Provided data:
----------------

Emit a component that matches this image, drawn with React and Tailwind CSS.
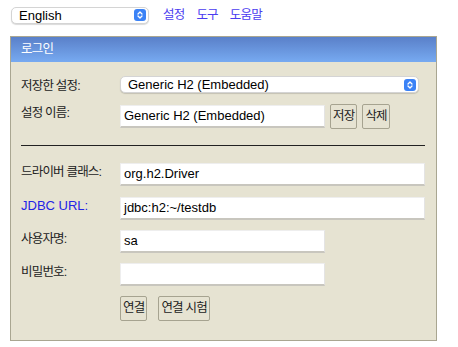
import React from "react";

const font = { fontFamily: '"Liberation Sans", "Noto Sans CJK KR", sans-serif' };

// 한글 글자폭을 원본(Apple SD Gothic)에 맞추기 위해 조금 좁힘
const ko = "text-[12.5px] tracking-[-0.8px]";

// macOS 스타일 셀렉트 (흰 바탕 + 파란 화살표 버튼)
const MacSelect = ({ value, className }) => (
  <div
    className={`flex items-center justify-between bg-white rounded-[5px] border border-[#d4d4d4] shadow-[0_1px_1px_rgba(0,0,0,0.15)] pl-[7px] pr-[2px] ${className}`}
  >
    <span className="text-[13px] leading-none text-black">{value}</span>
    <span className="flex items-center justify-center w-[12px] h-[12px] rounded-[3px] bg-[#3b82f6]">
      <svg width="8" height="10" viewBox="0 0 8 10">
        <path d="M2 4 L4 2 L6 4" stroke="white" strokeWidth="1.3" fill="none" strokeLinecap="round" strokeLinejoin="round" />
        <path d="M2 6 L4 8 L6 6" stroke="white" strokeWidth="1.3" fill="none" strokeLinecap="round" strokeLinejoin="round" />
      </svg>
    </span>
  </div>
);

const Field = ({ value, width }) => (
  <div
    className={`${width} h-[23px] bg-white border-t border-l border-[#eeeeee] border-b-2 border-b-[#c8c6be] border-r border-r-[#e4e4e4] flex items-center pl-[3px] text-[13px] text-black`}
  >
    {value}
  </div>
);

const Btn = ({ children }) => (
  <button
    className={`h-[25px] px-[2px] border border-[#a6a390] rounded-[2px] bg-[#e6e3d2] ${ko} text-[#222] leading-none`}
  >
    {children}
  </button>
);

const Row = ({ label, labelClass = `text-[#222] ${ko}`, children, className = "" }) => (
  <div className={`flex items-start ${className}`}>
    <div className={`w-[99px] shrink-0 leading-[18px] ${labelClass}`}>{label}</div>
    {children}
  </div>
);

export default function App() {
  return (
    <div className="w-[458px] h-[347px] bg-white relative" style={font}>
      {/* 상단 바 */}
      <div className="flex items-center pt-[6px] pl-[11px] h-[24px]">
        <MacSelect value="English" className="w-[138px] h-[17px]" />
        <div className={`flex gap-[12px] ml-[14px] ${ko} text-[#4b3cf0] leading-none`}>
          <span>설정</span>
          <span>도구</span>
          <span>도움말</span>
        </div>
      </div>

      {/* 로그인 패널 */}
      <div className="mt-[12px] ml-[10px] w-[427px] h-[305px] border border-[#a9a691] bg-[#e6e3d2]">
        <div className={`h-[25px] bg-gradient-to-b from-[#5a80c9] to-[#77aaf1] text-white ${ko} flex items-center pl-[10px]`}>
          로그인
        </div>

        <div className="pl-[10px] pt-[15px]">
          <Row label="저장한 설정:" className="h-[16px]">
            <MacSelect value="Generic H2 (Embedded)" className="w-[299px] h-[17px] -mt-[1px]" />
          </Row>

          <Row label="설정 이름:" className="mt-[11px]">
            <div className="flex items-center gap-[5px]">
              <Field value="Generic H2 (Embedded)" width="w-[205px]" />
              <Btn>저장</Btn>
              <Btn>삭제</Btn>
            </div>
          </Row>

          <div className="mt-[16px] w-[404px] h-[1px] bg-[#222]" />

          <Row label="드라이버 클래스:" className="mt-[17px]">
            <Field value="org.h2.Driver" width="w-[305px]" />
          </Row>

          <Row label="JDBC URL:" labelClass="text-[#2424e6] text-[13px]" className="mt-[11px]">
            <Field value="jdbc:h2:~/testdb" width="w-[305px]" />
          </Row>

          <Row label="사용자명:" className="mt-[10px]">
            <Field value="sa" width="w-[205px]" />
          </Row>

          <Row label="비밀번호:" className="mt-[10px]">
            <Field value="" width="w-[205px]" />
          </Row>

          <div className="flex gap-[11px] ml-[99px] mt-[10px]">
            <Btn>연결</Btn>
            <Btn>연결 시험</Btn>
          </div>
        </div>
      </div>
    </div>
  );
}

----------------

Stated problem: For each line of the listing that holds the word "React", show that line.

Reply to the task:
Emit a component that matches this image, drawn with React and Tailwind CSS.
import React from "react";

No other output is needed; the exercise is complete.